For nearly a year now, every Ukrainian has not been able to wake up from the nightmare. Thousands of people, mothers, and children are thrown all over the world. These beautiful, strong souls are stuck between past and future in the ‘unwanted now’ while the greedy neighbour, feeling the end, destroys everything in agony.

Thank God, European countries are very welcoming and helpful, refugees have all the rights to live and work.  Why not start your life over? From scratch? Work hard and build a new life? But 'NO’…Tears, patriotism, depression, anxiety, fear, love, hope…   they never dreamt of traveling to Europe this way, alone, with kids, without knowing the language. Every morning only one deep thought and hope … how to survive another month and then you can hug your husband, your grandma, and your brother, go back home and sleep in your bed. 12 months behind and still the same dream…. Wake me up!

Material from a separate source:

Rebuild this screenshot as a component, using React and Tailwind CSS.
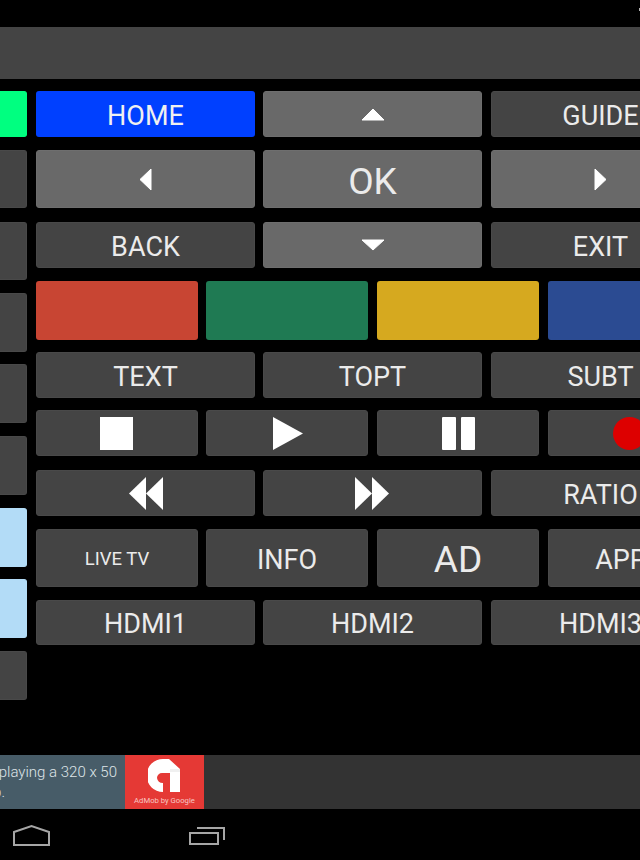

Ukraine. Cambridge artist Mariya Myronova

The Greatest Showman

We are live witnesses of the bloody show of the 21st century. After more than a year, news about the Russian Federation’s mass attacks on Ukrainian cities doesn’t attract much attention. We got used to the high adrenaline level from the news and the photos of destroyed homes with killed civilians are nothing more than a result of an old long and monotonous show. The greatest showman and his many pathetic little men with puny minds are playing big-boy games… while thousands and hundreds of people suffer and die daily. Despite the Russian plan, the pain and the losses, the Ukrainian nation is getting stronger every day, one big dream and one wish for every birthday since 24 February 2022 is peace in Ukraine and freedom from Russian evil invaders. Slava Ukraine!

In the painting: Vladimir Putin dressed as a magician showman is cutting Ukraine with Soviet Union’s sickle, as most of his power is based on Soviet Union’s mass influence tools. ‘Magician’ choice is coming from the original plan after getting Crimea, to cut the eastern part of Ukraine with glory. Spotlights and a thin frame show the world’s leading countries’ strict monitoring of compliance with the ‘rules of the war’ in an isolated Ukraine despite its extreme closeness to European countries.  World’s 5% Glucose intravenous infusion slow drip keeps Ukraine breathing.   

Ukraine. Cambridge artist Mariya Myronova

The Musical Chair

I keep putting the Russian puzzle together in my head over and over again. 

Why? The first puzzle piece is my Russian granddad, a young penniless Chuvash, sent from Russia to Ukrainian Berdyansk before the second world war. Two years later he died in the Second World War in 1941 leaving my Ukrainian grandma with her 1-year-old son.

The second puzzle piece is my Ukrainian grandma, a girl, whose parents the Soviet government killed and all their land and everything they had was expropriated as part of the collectivization and nationalization. As an orphan, while starving, she was arrested and put in prison for eating the first crops in the fields. She was too young and was told to clean the police station with the ban to study in her life. She never learned to read and worked all her life as a cleaner on the main market square where she could get extra food.

The third piece is my Ukrainian home town of Berdyansk losing hope under Russian occupation.

In the painting: A swimming pool full of blood with a floating Soviet Union ring and the Tsar Chair balancing on top of it. Swimming ring with a nuclear bomb attached to inflating valve. — Today Russian Federation’s almighty one-man power is balancing on the old Soviet one-sided political beliefs, still alive in the older generation with the help of nuclear war fear. 

A cuckoo is sitting on the arm of the Tsar’s chair and a sunset is in the background. In Russia, there’s a popular belief that a cuckoo can predict how many more years a person will live. In this case, the future of the country is questionable with such a political and power hierarchy. 

A faceless Russian army is marching into the pool of blood representing thousands of useless deaths.  

There are birch stakes with Russian doll heads representing victims of the Russian regime. From right to left: Boris Nemtsov was assassinated in the centre of Moscow for being an active liberal politician and a critic of Vladimir Putin. Sergei Magnitsky was killed for exposing corruption and misconduct by Russian government officials. Anna Politkovskaya, a Russian journalist and human rights activist, was killed for reporting on Russia’s political events, particularly the Second Chechen War.

The Ukrainian-style doll is representing many Ukrainian soldiers and civilians tortured by the Russian army.

‘Prisoner’ Russian doll represents many anti-Putin opposition activists now staying in prison. Some of them are Alexei Navalny, a Russian opposition leader, lawyer, and anti-corruption activist sentenced to stay in a maximum-security penal colony; Vladimir Kara-Murza, a Russian political opposition activist, journalist, author, and filmmaker, former Cambridge University student, who was poisoned twice and imprisoned for anti-war activities last year; Ilya Yashin, the opposition politician, has been jailed for 8,5 years for opposing the invasion of Ukraine; and many more…

These people fight against the strong machine of human rights violations and abuses, fighting for the freedom of thought and speech, against corruption and for a better future for Russia. 

Birds in the sky and a broken TV set are the thousands of Russian scientists, programmers and many highly educated professionals refusing to accept the Russian regime in search of a free better life.